Attorneys for the two defendants wanted to call Perez, who testified in the case last month, back to the witness stand to question his credibility. Since his previous testimony, his former girlfriend, Sonya Flores, went public with allegations that she saw Perez kill two people in a botched drug deal. She also alleged that Perez and his partner, former LAPD Officer David Mack, dumped the bodies in a Tijuana, Mexico, ravine.
Superior Court Judge Larry Fidler said, "I find the Flores matter to be totally irrelevant to these proceedings."
The ruling is significant because four floors below Fidler's courtroom, testimony continued for a fifth day in the trial of four Los Angeles police officers accused of conspiring to frame innocent people. Perez is the key witness in that case. Attorneys for the two sergeants and two officers on trial say they also want to ask Perez about the alleged murders. Judge Jacqueline Connor, the presiding judge in that case, will rule on the admissibility of that testimony. It's not known what bearing Fidler's ruling will have on the case.
Winston Kevin McKesson, Perez's attorney, said he expects his client's testimony to be ruled irrelevant in the trial of the four officers also.

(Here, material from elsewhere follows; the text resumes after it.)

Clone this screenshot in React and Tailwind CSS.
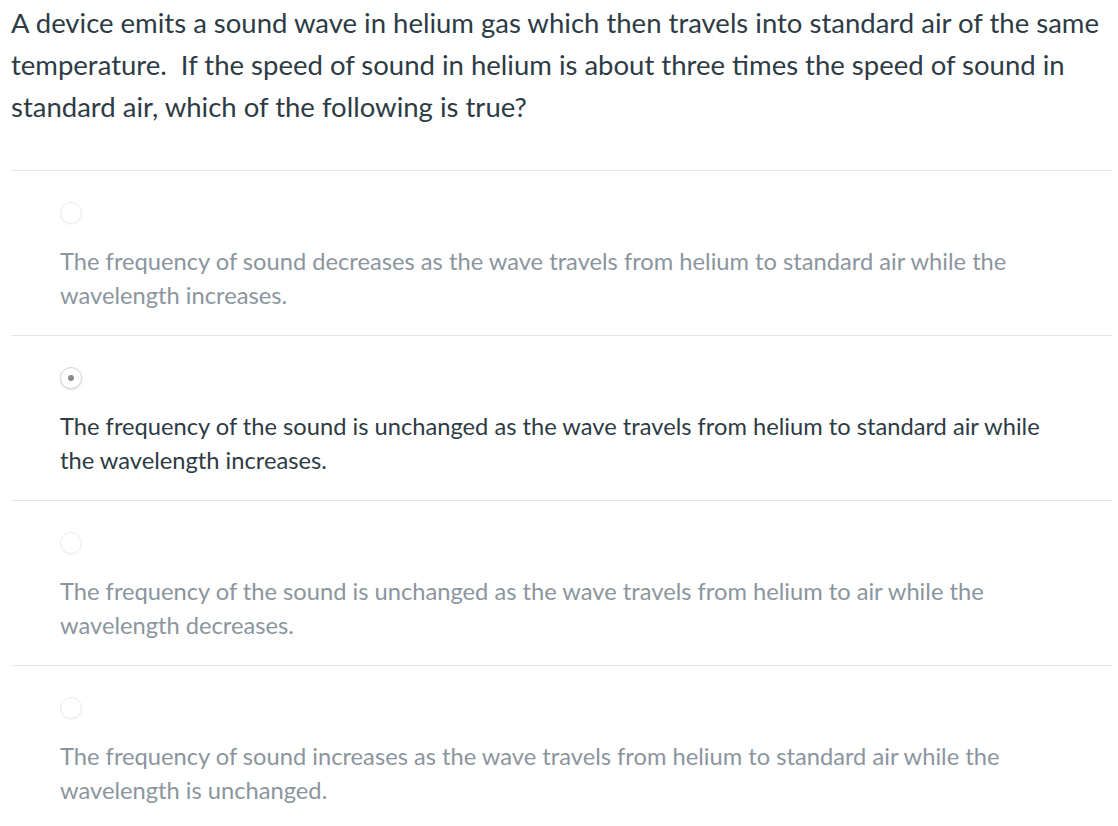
const options = [
  {
    text: "The frequency of sound decreases as the wave travels from helium to standard air while the wavelength increases.",
    selected: false,
  },
  {
    text: "The frequency of the sound is unchanged as the wave travels from helium to standard air while the wavelength increases.",
    selected: true,
  },
  {
    text: "The frequency of the sound is unchanged as the wave travels from helium to air while the wavelength decreases.",
    selected: false,
  },
  {
    text: "The frequency of sound increases as the wave travels from helium to standard air while the wavelength is unchanged.",
    selected: false,
  },
];

function Radio({ selected }) {
  return (
    <div
      className={
        "w-[22px] h-[22px] rounded-full bg-white flex items-center justify-center border " +
        (selected
          ? "border-[#d6d6d6] shadow-[0_1px_2px_rgba(0,0,0,0.12)]"
          : "border-[#ececec] shadow-[0_1px_1px_rgba(0,0,0,0.04)]")
      }
    >
      {selected && <div className="w-[6px] h-[6px] rounded-full bg-[#8a8a8a]" />}
    </div>
  );
}

export default function App() {
  return (
    <div
      className="bg-white min-h-screen w-[1118px] pl-[11px] pr-[6px] pt-[2px]"
      style={{ fontFamily: "Lato, 'Noto Sans', sans-serif" }}
    >
      <p className="text-[27.5px] leading-[42px] text-[#2d3b45] pb-[42px]">
        A device emits a sound wave in helium gas which then travels into standard air of the same
        temperature.&nbsp; If the speed of sound in helium is about three times the speed of sound in
        standard air, which of the following is true?
      </p>
      <div>
        {options.map((o, i) => (
          <div key={i} className="border-t border-[#e6e6e6] pl-[49px] pr-[50px] pt-[31px] pb-[23px]">
            <Radio selected={o.selected} />
            <p
              className={
                "mt-[20px] text-[23.7px] leading-[34px] " +
                (o.selected ? "text-[#2d3b45]" : "text-[#8b959e]")
              }
            >
              {o.text}
            </p>
          </div>
        ))}
      </div>
    </div>
  );
}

"I think he's probably put a close on the Sonya Flores chapter by ruling it is irrelevant. And I really applaud Judge Fidler for that courageous and bold and intellectually sound ruling," he said.
McKesson said there is no evidence to back up Flores' accusations.
"We're talking about a murder allegation of people we don't even know ever existed. We're talking about no bodies. We're talking about digging up half of Tijuana and not finding any bodies," he said.
Mexican police began digging last week in a ravine but have found nothing so far.
One defense attorney in the officers' trial said he doesn't think Fidler's ruling will have any impact on his case.
"These are entirely separate cases, and separate proceedings," said Joel Isaacson, who represents Officer Paul Harper. Harper is charged with perjury and conspiracy to obstruct justice.
When asked if he thinks the ruling may set a precedent for Judge Connor, Isaacson said, "Absolutely not," although he did acknowledge that prosecutors may "take a lead" from the ruling.
Prosecutors, who were informed by CNN of Fidler's ruling as they left court, said they could not comment on it.
Perez agreed to testify about alleged officer misconduct in the LAPD anti-gang units in exchange for a lenient sentence for stealing six pounds of cocaine from the police evidence locker.
Prosecutors had planned to call him to the witness stand, but when Flores' allegations came to light recently, his already-questionable credibility became even more of an issue.
Since Perez began detailing stories of officer misconduct within the LAPD, 106 criminal convictions have been overturned, and at least 70 officers are under investigation.